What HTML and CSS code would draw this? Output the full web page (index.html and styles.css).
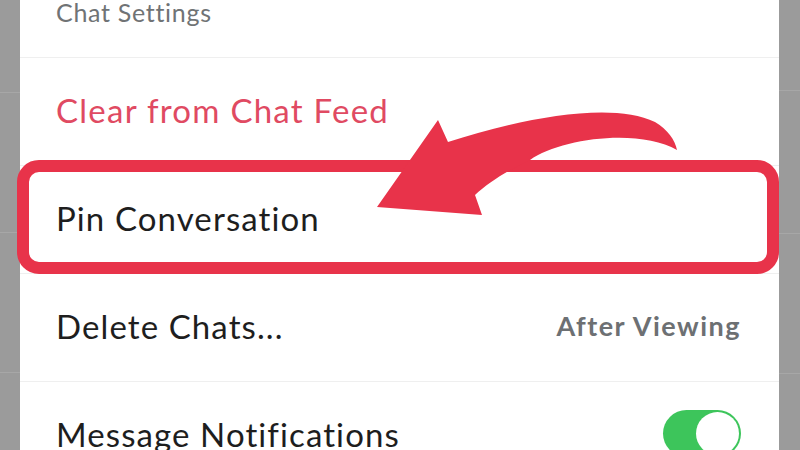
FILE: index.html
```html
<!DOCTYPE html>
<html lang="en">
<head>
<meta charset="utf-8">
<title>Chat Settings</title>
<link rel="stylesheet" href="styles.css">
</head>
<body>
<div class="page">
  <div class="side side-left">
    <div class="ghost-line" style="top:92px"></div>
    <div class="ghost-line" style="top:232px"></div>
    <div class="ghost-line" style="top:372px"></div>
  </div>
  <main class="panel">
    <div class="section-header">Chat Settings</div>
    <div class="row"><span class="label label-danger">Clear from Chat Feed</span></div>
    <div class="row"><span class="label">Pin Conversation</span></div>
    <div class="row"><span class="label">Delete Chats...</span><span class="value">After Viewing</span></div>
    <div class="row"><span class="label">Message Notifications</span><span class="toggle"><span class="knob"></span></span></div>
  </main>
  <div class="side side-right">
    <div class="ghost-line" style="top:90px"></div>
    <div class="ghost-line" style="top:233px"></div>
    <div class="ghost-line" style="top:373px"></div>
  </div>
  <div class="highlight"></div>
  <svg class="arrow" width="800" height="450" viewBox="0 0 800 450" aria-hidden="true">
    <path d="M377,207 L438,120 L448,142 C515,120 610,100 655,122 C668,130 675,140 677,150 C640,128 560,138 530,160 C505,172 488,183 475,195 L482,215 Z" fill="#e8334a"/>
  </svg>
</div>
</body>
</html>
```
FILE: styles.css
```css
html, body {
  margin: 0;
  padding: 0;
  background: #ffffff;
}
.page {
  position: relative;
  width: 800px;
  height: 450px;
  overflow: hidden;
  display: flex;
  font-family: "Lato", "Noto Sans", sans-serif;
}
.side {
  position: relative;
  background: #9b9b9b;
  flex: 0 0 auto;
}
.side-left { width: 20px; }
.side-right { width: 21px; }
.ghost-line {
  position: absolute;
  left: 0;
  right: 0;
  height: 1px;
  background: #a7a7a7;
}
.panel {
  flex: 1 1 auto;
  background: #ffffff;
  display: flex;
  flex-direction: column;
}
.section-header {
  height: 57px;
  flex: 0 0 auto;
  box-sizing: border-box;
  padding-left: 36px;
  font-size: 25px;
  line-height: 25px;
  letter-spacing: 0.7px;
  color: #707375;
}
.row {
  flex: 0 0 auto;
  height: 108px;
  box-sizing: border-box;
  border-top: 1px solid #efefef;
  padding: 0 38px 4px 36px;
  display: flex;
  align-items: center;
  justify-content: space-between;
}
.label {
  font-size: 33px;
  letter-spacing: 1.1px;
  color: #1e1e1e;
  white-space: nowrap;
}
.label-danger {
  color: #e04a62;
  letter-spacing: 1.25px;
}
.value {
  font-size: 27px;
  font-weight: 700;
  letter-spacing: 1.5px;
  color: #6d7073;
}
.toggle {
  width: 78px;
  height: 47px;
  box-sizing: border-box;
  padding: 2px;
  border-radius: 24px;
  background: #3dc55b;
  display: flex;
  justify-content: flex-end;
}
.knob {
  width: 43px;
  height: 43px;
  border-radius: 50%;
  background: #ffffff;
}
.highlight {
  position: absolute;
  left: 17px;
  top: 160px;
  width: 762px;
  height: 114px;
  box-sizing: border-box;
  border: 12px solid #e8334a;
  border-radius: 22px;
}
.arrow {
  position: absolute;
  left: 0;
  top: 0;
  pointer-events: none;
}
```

--------------------------------

### EXERCISE
Set the data above down again exactly as given, with no pictures.

### TASK SOLUTION
What HTML and CSS code would draw this? Output the full web page (index.html and styles.css).
FILE: index.html
```html
<!DOCTYPE html>
<html lang="en">
<head>
<meta charset="utf-8">
<title>Chat Settings</title>
<link rel="stylesheet" href="styles.css">
</head>
<body>
<div class="page">
  <div class="side side-left">
    <div class="ghost-line" style="top:92px"></div>
    <div class="ghost-line" style="top:232px"></div>
    <div class="ghost-line" style="top:372px"></div>
  </div>
  <main class="panel">
    <div class="section-header">Chat Settings</div>
    <div class="row"><span class="label label-danger">Clear from Chat Feed</span></div>
    <div class="row"><span class="label">Pin Conversation</span></div>
    <div class="row"><span class="label">Delete Chats...</span><span class="value">After Viewing</span></div>
    <div class="row"><span class="label">Message Notifications</span><span class="toggle"><span class="knob"></span></span></div>
  </main>
  <div class="side side-right">
    <div class="ghost-line" style="top:90px"></div>
    <div class="ghost-line" style="top:233px"></div>
    <div class="ghost-line" style="top:373px"></div>
  </div>
  <div class="highlight"></div>
  <svg class="arrow" width="800" height="450" viewBox="0 0 800 450" aria-hidden="true">
    <path d="M377,207 L438,120 L448,142 C515,120 610,100 655,122 C668,130 675,140 677,150 C640,128 560,138 530,160 C505,172 488,183 475,195 L482,215 Z" fill="#e8334a"/>
  </svg>
</div>
</body>
</html>
```
FILE: styles.css
```css
html, body {
  margin: 0;
  padding: 0;
  background: #ffffff;
}
.page {
  position: relative;
  width: 800px;
  height: 450px;
  overflow: hidden;
  display: flex;
  font-family: "Lato", "Noto Sans", sans-serif;
}
.side {
  position: relative;
  background: #9b9b9b;
  flex: 0 0 auto;
}
.side-left { width: 20px; }
.side-right { width: 21px; }
.ghost-line {
  position: absolute;
  left: 0;
  right: 0;
  height: 1px;
  background: #a7a7a7;
}
.panel {
  flex: 1 1 auto;
  background: #ffffff;
  display: flex;
  flex-direction: column;
}
.section-header {
  height: 57px;
  flex: 0 0 auto;
  box-sizing: border-box;
  padding-left: 36px;
  font-size: 25px;
  line-height: 25px;
  letter-spacing: 0.7px;
  color: #707375;
}
.row {
  flex: 0 0 auto;
  height: 108px;
  box-sizing: border-box;
  border-top: 1px solid #efefef;
  padding: 0 38px 4px 36px;
  display: flex;
  align-items: center;
  justify-content: space-between;
}
.label {
  font-size: 33px;
  letter-spacing: 1.1px;
  color: #1e1e1e;
  white-space: nowrap;
}
.label-danger {
  color: #e04a62;
  letter-spacing: 1.25px;
}
.value {
  font-size: 27px;
  font-weight: 700;
  letter-spacing: 1.5px;
  color: #6d7073;
}
.toggle {
  width: 78px;
  height: 47px;
  box-sizing: border-box;
  padding: 2px;
  border-radius: 24px;
  background: #3dc55b;
  display: flex;
  justify-content: flex-end;
}
.knob {
  width: 43px;
  height: 43px;
  border-radius: 50%;
  background: #ffffff;
}
.highlight {
  position: absolute;
  left: 17px;
  top: 160px;
  width: 762px;
  height: 114px;
  box-sizing: border-box;
  border: 12px solid #e8334a;
  border-radius: 22px;
}
.arrow {
  position: absolute;
  left: 0;
  top: 0;
  pointer-events: none;
}
```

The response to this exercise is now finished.